Sports/Olympics / Newsmaker

World Cup,an excellent adventure for Van Basten
(AP)
Updated: 2006-06-20 10:40

"If you see that after two years, everything still works this well, it proves you have vision," his mentor Cruyff said.

Van Basten, at 41 the youngest coach at the World Cup, knows that luck helps.

He admitted he had plenty in Friday's 2-1 victory against the Ivory Coast. It relegates Wednesday's match against Argentina from the biggest first-round game to one interesting only as a spectacle and how it sets up second-round opposition _ most likely Portugal or Mexico.

It is difficult to distinguish Van Basten from a veteran striker in training. He can still play, but cannot run since rough play in Italy's Serie A crippled his ankles and ended his playing days in his prime.

"It is nice being on the pitch and playing soccer, it is the most beautiful thing to do," Van Basten said. "Now, I am a little bit older and I am happy I don't have to act like the players on the field with all the heat and all the attention."

Instead, when he calls everyone around for a tactics session, they all listen intently.

"He has an immediate impact because you know what he has done as a soccer player," Van der Sar said of the former FIFA World Player of the Year.

Playmaker Rafael van der Vaart agreed.

"It is important that he was also a player and he knows what we want and need," he said.

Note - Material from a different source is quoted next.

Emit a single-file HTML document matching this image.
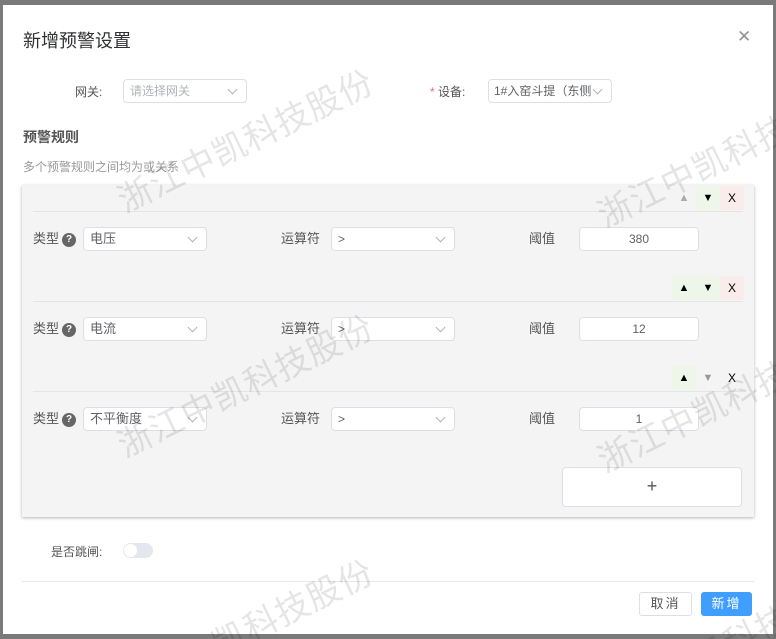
<!DOCTYPE html>
<html><head><meta charset="utf-8"><style>
*{box-sizing:border-box;margin:0;padding:0}
html,body{width:776px;height:639px;overflow:hidden}
body{background:#7a7a7a;font-family:"Liberation Sans","Noto Sans CJK SC",sans-serif;position:relative;color:#606266}
.modal{position:absolute;left:3px;top:5px;width:770px;height:629px;background:#fff}
.a{position:absolute}
.title{left:20px;top:22px;font-size:18px;color:#303133}
.close{left:734px;top:22px;font-size:17px;color:#909399;font-weight:300}
.sel{position:absolute;background:#fff;border:1px solid #dcdfe6;border-radius:4px;height:24px;font-size:12px;line-height:22px;padding-left:6px;color:#606266;overflow:hidden;white-space:nowrap}
.sel:after{content:"";position:absolute;right:10px;top:6px;width:6px;height:6px;border-right:1px solid #b0b3b9;border-bottom:1px solid #b0b3b9;transform:rotate(45deg)}
.inp{position:absolute;background:#fff;border:1px solid #dcdfe6;border-radius:4px;height:24px;font-size:12px;line-height:22px;text-align:center;color:#606266}
.box{left:19px;top:180px;width:732px;height:332px;background:#f4f4f4;box-shadow:0 1px 3px rgba(0,0,0,.3)}
.line{position:absolute;left:11px;width:710px;height:1px;background:#e4e4e4}
.lab{position:absolute;font-size:13px;color:#555}
.q{display:inline-block;width:14px;height:14px;border-radius:50%;background:#666;color:#fff;font-size:10px;line-height:14px;text-align:center;font-weight:bold;vertical-align:1px;margin-left:3px}
.btns{position:absolute;left:650px;width:72px;height:24px}
.btns span{position:absolute;top:0;width:24px;height:24px;font-size:11px;line-height:24px;text-align:center;color:#000}
.wmw{position:absolute;left:0;top:0;width:776px;height:639px;overflow:hidden;pointer-events:none}
.wm{position:absolute;font-size:34px;color:rgba(0,0,0,.1);transform:rotate(-26deg);transform-origin:0 0;white-space:nowrap;font-family:"Noto Sans CJK SC",sans-serif;letter-spacing:1px}
</style></head><body>
<div class="modal">
<div class="a title">新增预警设置</div>
<div class="a close">✕</div>
<div class="lab" style="left:72px;top:78px;font-size:12px">网关:</div>
<div class="sel" style="left:120px;top:74px;width:124px;color:#b0b3b9">请选择网关</div>
<div class="lab" style="left:427px;top:78px;font-size:12px"><span style="color:#f56c6c">*</span> 设备:</div>
<div class="sel" style="left:485px;top:74px;width:124px;padding-left:5px;padding-right:22px">1#入窑斗提（东侧</div>
<div class="a" style="left:20px;top:122px;font-size:14px;font-weight:bold;color:#555">预警规则</div>
<div class="a" style="left:20px;top:153px;font-size:12px;color:#999">多个预警规则之间均为或关系</div>
<div class="a box">
  <div class="btns" style="top:1px"><span style="left:0;color:#aaa">▲</span><span style="left:24px;background:#eef6ea">▼</span><span style="left:48px;background:#fbecec;font-size:12px">X</span></div>
  <div class="line" style="top:26px"></div>
  <div class="lab" style="left:11px;top:43px">类型<span class="q">?</span></div>
  <div class="sel" style="left:61px;top:42px;width:124px;font-size:13px">电压</div>
  <div class="lab" style="left:259px;top:43px">运算符</div>
  <div class="sel" style="left:309px;top:42px;width:124px">&gt;</div>
  <div class="lab" style="left:507px;top:43px">阈值</div>
  <div class="inp" style="left:557px;top:42px;width:120px">380</div>

  <div class="btns" style="top:91px"><span style="left:0;background:#eef6ea">▲</span><span style="left:24px;background:#eef6ea">▼</span><span style="left:48px;background:#fbecec;font-size:12px">X</span></div>
  <div class="line" style="top:116px"></div>
  <div class="lab" style="left:11px;top:133px">类型<span class="q">?</span></div>
  <div class="sel" style="left:61px;top:132px;width:124px;font-size:13px">电流</div>
  <div class="lab" style="left:259px;top:133px">运算符</div>
  <div class="sel" style="left:309px;top:132px;width:124px">&gt;</div>
  <div class="lab" style="left:507px;top:133px">阈值</div>
  <div class="inp" style="left:557px;top:132px;width:120px">12</div>

  <div class="btns" style="top:181px"><span style="left:0;background:#eef6ea">▲</span><span style="left:24px;color:#999">▼</span><span style="left:48px;font-size:12px">X</span></div>
  <div class="line" style="top:206px"></div>
  <div class="lab" style="left:11px;top:223px">类型<span class="q">?</span></div>
  <div class="sel" style="left:61px;top:222px;width:124px;font-size:13px">不平衡度</div>
  <div class="lab" style="left:259px;top:223px">运算符</div>
  <div class="sel" style="left:309px;top:222px;width:124px">&gt;</div>
  <div class="lab" style="left:507px;top:223px">阈值</div>
  <div class="inp" style="left:557px;top:222px;width:120px">1</div>

  <div class="inp" style="left:540px;top:282px;width:180px;height:40px;line-height:36px;font-size:18px;color:#555">+</div>
</div>
<div class="lab" style="left:48px;top:538px;font-size:12px">是否跳闸:</div>
<div class="a" style="left:120px;top:538px;width:30px;height:15px;border-radius:8px;background:#e4e7ed"><div style="position:absolute;left:1px;top:1px;width:13px;height:13px;border-radius:50%;background:#fff"></div></div>
<div class="a" style="left:19px;top:576px;width:732px;height:1px;background:#e4e7ed"></div>
<div class="a" style="left:636px;top:587px;width:53px;height:24px;border:1px solid #dcdfe6;border-radius:3px;font-size:13px;line-height:22px;text-align:center;color:#555;letter-spacing:2px">取消</div>
<div class="a" style="left:698px;top:587px;width:51px;height:24px;background:#409eff;border-radius:3px;font-size:13px;line-height:24px;text-align:center;color:#fff;letter-spacing:2px">新增</div>
</div>
<div class="wmw">
<div class="wm" style="left:108px;top:178px">浙江中凯科技股份</div>
<div class="wm" style="left:588px;top:193px">浙江中凯科技股份</div>
<div class="wm" style="left:108px;top:423px">浙江中凯科技股份</div>
<div class="wm" style="left:588px;top:438px">浙江中凯科技股份</div>
<div class="wm" style="left:108px;top:668px">浙江中凯科技股份</div>
<div class="wm" style="left:588px;top:683px">浙江中凯科技股份</div>
</div>
</body></html>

Van Basten has courage as a coach, as he did as a player.

Clarence Seedorf, Edgar Davids and Patrick Kluivert were among big names dropped by Van Basten in favor of players from smaller clubs who were barely known before donning the orange colors of the national team.

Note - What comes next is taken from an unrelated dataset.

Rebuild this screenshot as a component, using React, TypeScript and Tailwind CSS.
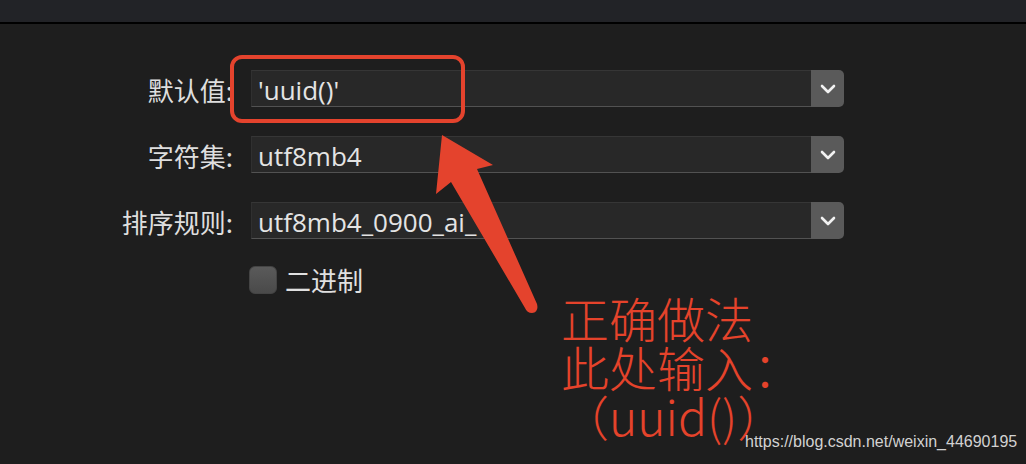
import React from 'react'

const cjk = "font-['Noto_Sans_CJK_SC','Noto_Sans',sans-serif]"
const latin = "font-['Open_Sans','Noto_Sans_CJK_SC',sans-serif]"

// Chevron inside the grey pop-up button
const Chevron = () => (
  <svg width="16" height="10" viewBox="0 0 16 10" fill="none">
    <polyline points="2,2 8,8 14,2" stroke="#f2f2f2" strokeWidth="2.6" strokeLinecap="round" strokeLinejoin="round" />
  </svg>
)

const ComboField = ({ value }: { value: string }) => (
  <div className="flex h-[37px] w-[593px]">
    <div
      className={`flex-1 flex items-center bg-[#282828] border-t border-t-[#363636] border-b border-b-[#525252] border-l border-l-[#303030] pl-[6px] pt-[3px] text-[26px] leading-none text-[#e4e4e4] ${latin}`}
    >
      {value}
    </div>
    <div className="w-[33px] h-full bg-[#5a5a5a] rounded-r-[5px] flex items-center justify-center">
      <Chevron />
    </div>
  </div>
)

const Label = ({ children }: { children: React.ReactNode }) => (
  <div className={`h-[37px] flex items-center justify-end pt-[3px] text-[26px] leading-none text-[#dedede] ${cjk}`}>
    {children}
  </div>
)

export default function App() {
  return (
    <div className="relative w-[1026px] h-[464px] overflow-hidden bg-[#1e1e1e]">
      {/* window toolbar strip */}
      <div className="h-[24px] bg-[#222327] border-b-2 border-black" />

      {/* form */}
      <div className="pt-[46px] grid grid-cols-[233px_593px] gap-x-[18px] gap-y-[29px]">
        <Label>默认值:</Label>
        <ComboField value="'uuid()'" />

        <Label>字符集:</Label>
        <ComboField value="utf8mb4" />

        <Label>排序规则:</Label>
        <ComboField value="utf8mb4_0900_ai_" />

        <div />
        <div className="-mt-[2px] -ml-[2px] flex items-center gap-[8px] h-[28px]">
          <div className="w-[28px] h-[28px] rounded-[6px] bg-gradient-to-b from-[#5a5a5a] to-[#4a4a4a] border border-[#444]" />
          <span className={`text-[26px] leading-none text-[#e0e0e0] ${cjk}`}>二进制</span>
        </div>
      </div>

      {/* annotation: red frame around the default value */}
      <div className="absolute left-[230px] top-[55px] w-[235px] h-[68px] border-4 border-[#e4432d] rounded-[12px] pointer-events-none" />

      {/* annotation: arrow */}
      <svg className="absolute inset-0 pointer-events-none" width="1026" height="464" viewBox="0 0 1026 464">
        <path
          d="M442 135 L493 165 L477 169 L537 304 Q539 312 532 313 Q527 313 525 308 L451 182 L436 194 Z"
          fill="#e4432d"
        />
      </svg>

      {/* annotation: note text */}
      <div className={`absolute left-[561px] top-[293px] text-[48px] leading-[49px] font-light text-[#e5432b] ${cjk}`}>
        <div>正确做法</div>
        <div>此处输入：</div>
        <div>（uuid()）</div>
      </div>

      {/* watermark */}
      <div className="absolute left-[745px] top-[434px] text-[16px] leading-none text-[#d2d2d2] font-['Liberation_Sans',Arial,sans-serif]">
        https://blog.csdn.net/weixin_44690195
      </div>
    </div>
  )
}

Some of his in-house rules are also unconventional. Knowing fines don't work for today's superstars, he picked a different system. Players late for a workout or lunch have to tell a joke to the whole team _ a prospect that scares many, some of whom were already seen carrying "soccer joke" books around training camp.

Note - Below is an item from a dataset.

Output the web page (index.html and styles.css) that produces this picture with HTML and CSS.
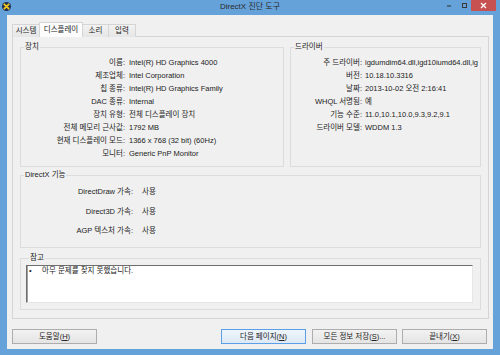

That youthful playfulness also comes over in his media relations. When German reporters ask questions, and he answer in German, he sometimes tags several extra verbs at the end of the sentence for fun.

As surprising as his player picks and rules have been, his tactics are steadfast. He sticks to a 4-3-3 formation with two wingers and it produces some flowing play.

And even there, he is flexible. Robin van Persie didn't figure in the plans until the winger impressed Van Basten so much in preparations that he made a belated change.

It was a good choice. With a goal and an assist, Van Persie is one of the team's best players at the tournament.